Others, especially many younger people, reacted in the opposite way.  They saw the cultural changes of the last few decades as almost unmitigated progress.  The problem was that the church was out of synch with the times.  Therefore, they undertook to make the church more “relevant” by adopting new music, new technologies, new language, new media, new theologies, new morality, new social relationships, and generally reveling in newness and novelty.  Liberals claimed to be following God’s “new thing.”  But some of these tactics also came to be adopted and developed by many evangelicals who used the new approaches selectively to communicate older theologies, politics, and morality. 


3.


Then, early in the 21st century, we saw a third approach which recognized the inadequacies and failures of both prior approaches, and therefore tried to anticipate or manifest the future of the church.  It wanted to get ahead of the curve and express the faith in terms of “emerging” culture.  The idea was to notice the shift from the modern to the post-modern, and identify and anticipate what was coming “next” by basically continuing the trajectory.  Here we find evolutionary models like those of Ken Wilber and spiral dynamics.  They sought to live into a culture that was still in formation.  
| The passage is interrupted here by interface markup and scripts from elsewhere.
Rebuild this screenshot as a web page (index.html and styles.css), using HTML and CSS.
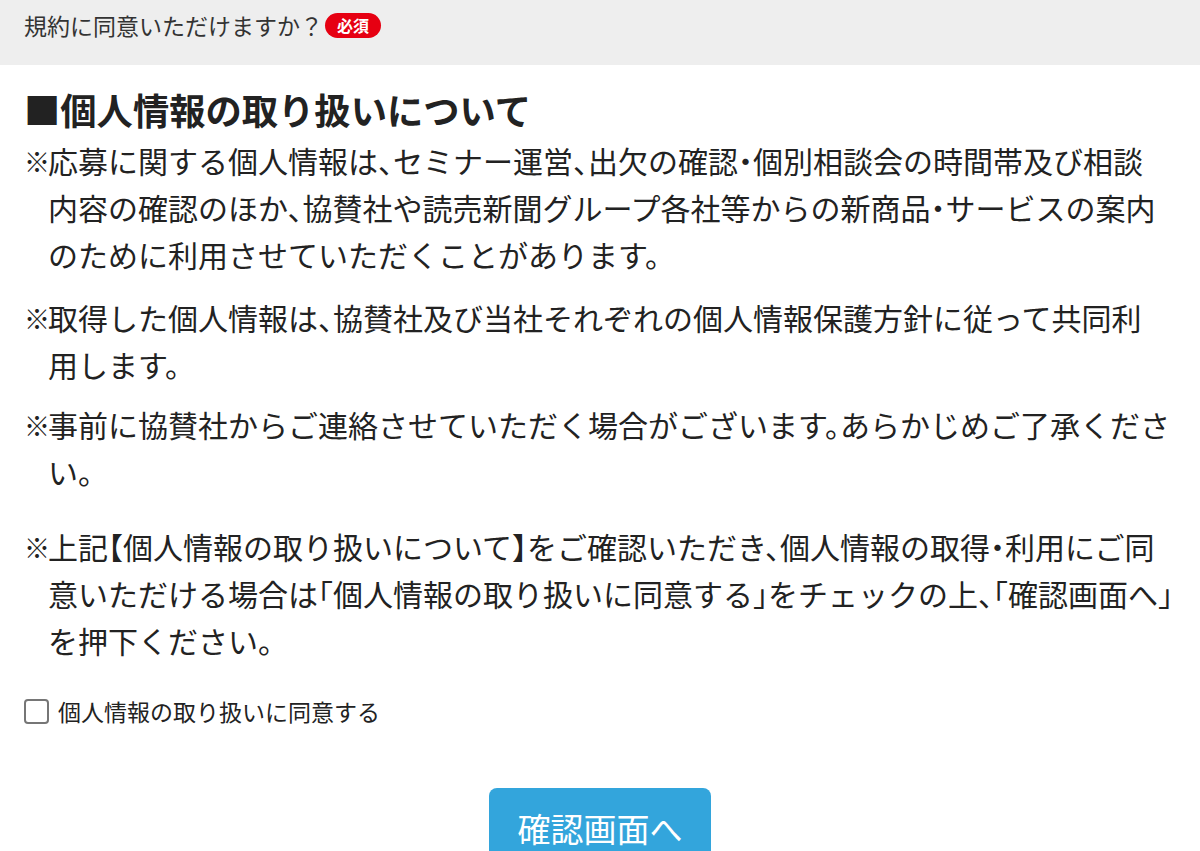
FILE: index.html
```html
<!DOCTYPE html>
<html lang="ja">
<head>
<meta charset="utf-8">
<link rel="stylesheet" href="styles.css">
</head>
<body>
<div class="qhead">
  <span class="qlabel">規約に同意いただけますか？</span><span class="badge">必須</span>
</div>
<div class="content">
  <h2 class="title">■個人情報の取り扱いについて</h2>
  <p class="note"><span class="mark">※</span>応募に関する個人情報は、セミナー運営、出欠の確認・個別相談会の時間帯及び相談<br>内容の確認のほか、協賛社や読売新聞グループ各社等からの新商品・サービスの案内<br>のために利用させていただくことがあります。</p>
  <p class="note n2"><span class="mark">※</span>取得した個人情報は、協賛社及び当社それぞれの個人情報保護方針に従って共同利<br>用します。</p>
  <p class="note"><span class="mark">※</span>事前に協賛社からご連絡させていただく場合がございます。あらかじめご了承くださ<br>い。</p>
  <p class="note last"><span class="mark">※</span>上記【個人情報の取り扱いについて】をご確認いただき、個人情報の取得・利用にご同<br>意いただける場合は「個人情報の取り扱いに同意する」をチェックの上、「確認画面へ」<br>を押下ください。</p>
  <label class="agree"><span class="box"></span><span>個人情報の取り扱いに同意する</span></label>
  <div class="actions"><button class="submit" type="button">確認画面へ</button></div>
</div>
</body>
</html>
```
FILE: styles.css
```css
html, body {
  margin: 0;
  padding: 0;
  background: #ffffff;
}
body {
  font-family: "Noto Sans CJK JP", "Noto Sans", sans-serif;
  color: #222222;
  width: 1200px;
  height: 851px;
  overflow: hidden;
}
.qhead {
  background: #eeeeee;
  height: 65px;
  box-sizing: border-box;
  padding: 9px 24px 0;
  display: flex;
  align-items: flex-start;
}
.qlabel {
  font-size: 23px;
  line-height: 32px;
  color: #333333;
}
.badge {
  margin-left: 2px;
  margin-top: 4px;
  background: #e60012;
  color: #ffffff;
  font-weight: 700;
  font-size: 16px;
  line-height: 25px;
  height: 25px;
  padding: 0 12px;
  border-radius: 13px;
}
.content {
  padding: 0 24px;
}
.title {
  margin: 22px 0 6px;
  font-size: 36.3px;
  line-height: 44px;
  font-weight: 700;
  color: #222222;
}
.note {
  margin: 0 0 16px;
  font-size: 30px;
  line-height: 47px;
  padding-left: 24px;
  text-indent: -24px;
  white-space: nowrap;
  font-feature-settings: "halt";
}
.note.n2 {
  margin-bottom: 13px;
}
.mark {
  font-size: 26px;
  line-height: 1;
  letter-spacing: -2px;
  vertical-align: 1px;
}
.note.last {
  margin-top: 28px;
}
.agree {
  display: flex;
  align-items: center;
  gap: 9px;
  font-size: 23px;
  line-height: 30px;
  color: #222222;
  margin-top: 32px;
}
.box {
  width: 21px;
  height: 21px;
  border: 2px solid #767676;
  border-radius: 4px;
  background: #ffffff;
}
.actions {
  display: flex;
  justify-content: center;
  margin-top: 62px;
}
.submit {
  width: 222px;
  height: 90px;
  border: 0;
  border-radius: 8px;
  background: #33a5dc;
  color: #ffffff;
  font-family: "Noto Sans CJK JP", sans-serif;
  font-size: 33px;
  padding: 16px 0 0;
  display: flex;
  justify-content: center;
  align-items: flex-start;
}
```
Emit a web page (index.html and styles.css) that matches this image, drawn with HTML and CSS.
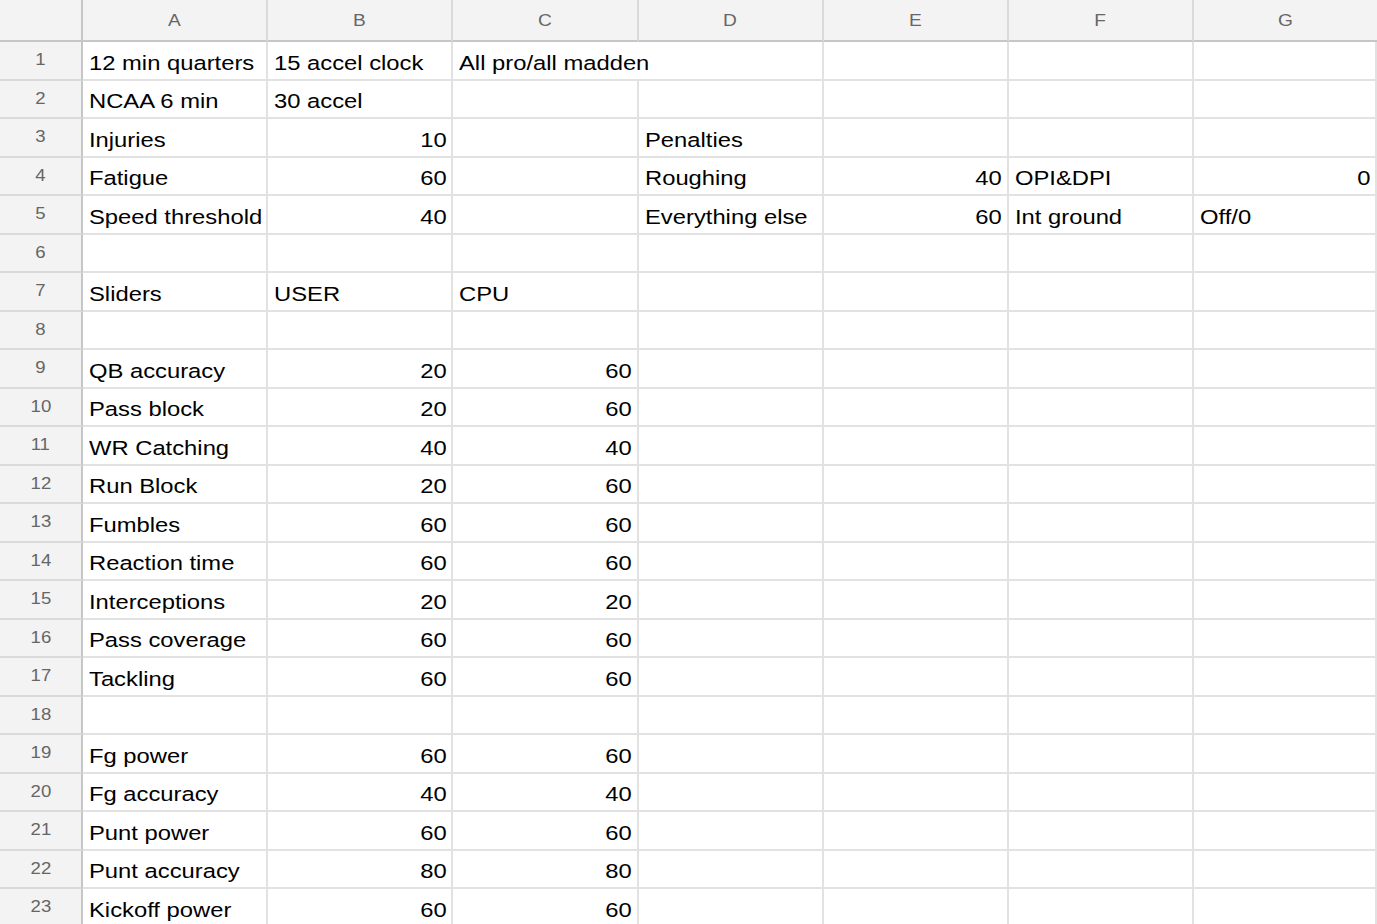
FILE: index.html
```html
<!DOCTYPE html>
<html>
<head>
<meta charset="utf-8">
<title>Sliders</title>
<link rel="stylesheet" href="styles.css">
</head>
<body>
<div class="sheet">
  <div class="corner"></div>
  <div class="ch"><span>A</span></div><div class="ch"><span>B</span></div><div class="ch"><span>C</span></div><div class="ch"><span>D</span></div><div class="ch"><span>E</span></div><div class="ch"><span>F</span></div><div class="ch last"><span>G</span></div>

  <div class="rh"><span>1</span></div><div class="c"><span>12 min quarters</span></div><div class="c"><span>15 accel clock</span></div><div class="c span2"><span>All pro/all madden</span></div><div class="c"></div><div class="c"></div><div class="c"></div>
  <div class="rh"><span>2</span></div><div class="c"><span>NCAA 6 min</span></div><div class="c"><span>30 accel</span></div><div class="c"></div><div class="c"></div><div class="c"></div><div class="c"></div><div class="c"></div>
  <div class="rh"><span>3</span></div><div class="c"><span>Injuries</span></div><div class="c n"><span>10</span></div><div class="c"></div><div class="c"><span>Penalties</span></div><div class="c"></div><div class="c"></div><div class="c"></div>
  <div class="rh"><span>4</span></div><div class="c"><span>Fatigue</span></div><div class="c n"><span>60</span></div><div class="c"></div><div class="c"><span>Roughing</span></div><div class="c n"><span>40</span></div><div class="c"><span>OPI&amp;DPI</span></div><div class="c n"><span>0</span></div>
  <div class="rh"><span>5</span></div><div class="c"><span>Speed threshold</span></div><div class="c n"><span>40</span></div><div class="c"></div><div class="c"><span>Everything else</span></div><div class="c n"><span>60</span></div><div class="c"><span>Int ground</span></div><div class="c"><span>Off/0</span></div>
  <div class="rh"><span>6</span></div><div class="c"></div><div class="c"></div><div class="c"></div><div class="c"></div><div class="c"></div><div class="c"></div><div class="c"></div>
  <div class="rh"><span>7</span></div><div class="c"><span>Sliders</span></div><div class="c"><span>USER</span></div><div class="c"><span>CPU</span></div><div class="c"></div><div class="c"></div><div class="c"></div><div class="c"></div>
  <div class="rh"><span>8</span></div><div class="c"></div><div class="c"></div><div class="c"></div><div class="c"></div><div class="c"></div><div class="c"></div><div class="c"></div>
  <div class="rh"><span>9</span></div><div class="c"><span>QB accuracy</span></div><div class="c n"><span>20</span></div><div class="c n"><span>60</span></div><div class="c"></div><div class="c"></div><div class="c"></div><div class="c"></div>
  <div class="rh"><span>10</span></div><div class="c"><span>Pass block</span></div><div class="c n"><span>20</span></div><div class="c n"><span>60</span></div><div class="c"></div><div class="c"></div><div class="c"></div><div class="c"></div>
  <div class="rh"><span>11</span></div><div class="c"><span>WR Catching</span></div><div class="c n"><span>40</span></div><div class="c n"><span>40</span></div><div class="c"></div><div class="c"></div><div class="c"></div><div class="c"></div>
  <div class="rh"><span>12</span></div><div class="c"><span>Run Block</span></div><div class="c n"><span>20</span></div><div class="c n"><span>60</span></div><div class="c"></div><div class="c"></div><div class="c"></div><div class="c"></div>
  <div class="rh"><span>13</span></div><div class="c"><span>Fumbles</span></div><div class="c n"><span>60</span></div><div class="c n"><span>60</span></div><div class="c"></div><div class="c"></div><div class="c"></div><div class="c"></div>
  <div class="rh"><span>14</span></div><div class="c"><span>Reaction time</span></div><div class="c n"><span>60</span></div><div class="c n"><span>60</span></div><div class="c"></div><div class="c"></div><div class="c"></div><div class="c"></div>
  <div class="rh"><span>15</span></div><div class="c"><span>Interceptions</span></div><div class="c n"><span>20</span></div><div class="c n"><span>20</span></div><div class="c"></div><div class="c"></div><div class="c"></div><div class="c"></div>
  <div class="rh"><span>16</span></div><div class="c"><span>Pass coverage</span></div><div class="c n"><span>60</span></div><div class="c n"><span>60</span></div><div class="c"></div><div class="c"></div><div class="c"></div><div class="c"></div>
  <div class="rh"><span>17</span></div><div class="c"><span>Tackling</span></div><div class="c n"><span>60</span></div><div class="c n"><span>60</span></div><div class="c"></div><div class="c"></div><div class="c"></div><div class="c"></div>
  <div class="rh"><span>18</span></div><div class="c"></div><div class="c"></div><div class="c"></div><div class="c"></div><div class="c"></div><div class="c"></div><div class="c"></div>
  <div class="rh"><span>19</span></div><div class="c"><span>Fg power</span></div><div class="c n"><span>60</span></div><div class="c n"><span>60</span></div><div class="c"></div><div class="c"></div><div class="c"></div><div class="c"></div>
  <div class="rh"><span>20</span></div><div class="c"><span>Fg accuracy</span></div><div class="c n"><span>40</span></div><div class="c n"><span>40</span></div><div class="c"></div><div class="c"></div><div class="c"></div><div class="c"></div>
  <div class="rh"><span>21</span></div><div class="c"><span>Punt power</span></div><div class="c n"><span>60</span></div><div class="c n"><span>60</span></div><div class="c"></div><div class="c"></div><div class="c"></div><div class="c"></div>
  <div class="rh"><span>22</span></div><div class="c"><span>Punt accuracy</span></div><div class="c n"><span>80</span></div><div class="c n"><span>80</span></div><div class="c"></div><div class="c"></div><div class="c"></div><div class="c"></div>
  <div class="rh"><span>23</span></div><div class="c"><span>Kickoff power</span></div><div class="c n"><span>60</span></div><div class="c n"><span>60</span></div><div class="c"></div><div class="c"></div><div class="c"></div><div class="c"></div>
</div>
</body>
</html>
```

FILE: styles.css
```css
html, body {
  margin: 0;
  padding: 0;
  background: #ffffff;
  overflow: hidden;
}

body {
  font-family: "Liberation Sans", Arial, sans-serif;
  color: #000;
}

.sheet {
  display: grid;
  grid-template-columns: 83px repeat(6, 185.2px) 1fr;
  grid-template-rows: 42px;
  grid-auto-rows: 38.5px;
  width: 1377px;
  height: 924px;
  overflow: hidden;
}

.corner {
  background: #f3f3f3;
  border-right: 2px solid #c6c6c6;
  border-bottom: 2px solid #c6c6c6;
  box-sizing: border-box;
}

.ch {
  background: #f3f3f3;
  border-right: 2px solid #dadada;
  border-bottom: 2px solid #c6c6c6;
  box-sizing: border-box;
  display: flex;
  align-items: center;
  justify-content: center;
  color: #666;
  font-size: 16.5px;
}

.ch.last {
  border-right: 0;
}

.rh {
  background: #f3f3f3;
  border-right: 2px solid #c6c6c6;
  border-bottom: 2px solid #dadada;
  box-sizing: border-box;
  display: flex;
  align-items: center;
  justify-content: center;
  color: #666;
  font-size: 16px;
}

.ch span,
.rh span {
  display: inline-block;
  transform: scaleX(1.16);
}

.c {
  border-right: 2px solid #e2e2e2;
  border-bottom: 2px solid #e2e2e2;
  box-sizing: border-box;
  display: flex;
  align-items: flex-end;
  justify-content: flex-start;
  padding: 0 5px 5px 6px;
  font-size: 20.5px;
  line-height: 23px;
  white-space: nowrap;
  min-width: 0;
}

.c span {
  display: inline-block;
  transform: scaleX(1.16);
  transform-origin: left bottom;
}

.c.n {
  justify-content: flex-end;
}

.c.n span {
  transform-origin: right bottom;
}

.c.span2 {
  grid-column: span 2;
}
```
The thing about all three approaches is that they were all basically about marketing, asking: “how do we sell the church to consumers today?”  It’s about what people want: the old, the new, or the next?  We interpret time and its changes through our egocentricity.  That is, our desire and our fear condition our outlook.  They shape and skew our memories, our experience, and our hopes. 


Distinct from attempts to privilege the culture of the past, present, or future, the gospel of Jesus Christ is timeless, eternal.  Jesus proclaims “fulfilled” time, which is not just the sum total of everything that happened in linear time; it is a different kind of time altogether.  It is a Truth that is always there above, within and beneath our experience of time, which occasionally makes itself known to us.  


The gospel community is called to live in this other kind of time, the eternal now, God’s time.  We need to be the interface with the eternal, the beachhead of the Kingdom of God, and radically counter-cultural leaven and salt within a society.  This means refusing to wed ourselves to the culture of any generation, past, present, or future.  We are citizens of heaven, which is to say God’s all-inclusive, universal creation.  


Therefore, the authentic gospel community is necessarily going to look like an anomaly or anachronism in our time.  It does not compute.  It does not fit into the way people normally think, no matter which generation they relate best to.  We have to finally learn to be okay with that.  It is time to embrace this discontinuity with culture, and be who God calls us to be no matter what kind of reception we receive.


We need not examine social trends to figure out how to effectively market our brand.  We need to discern the Spirit.  Adaptation means learning how to communicate eternity in the context of a particular society.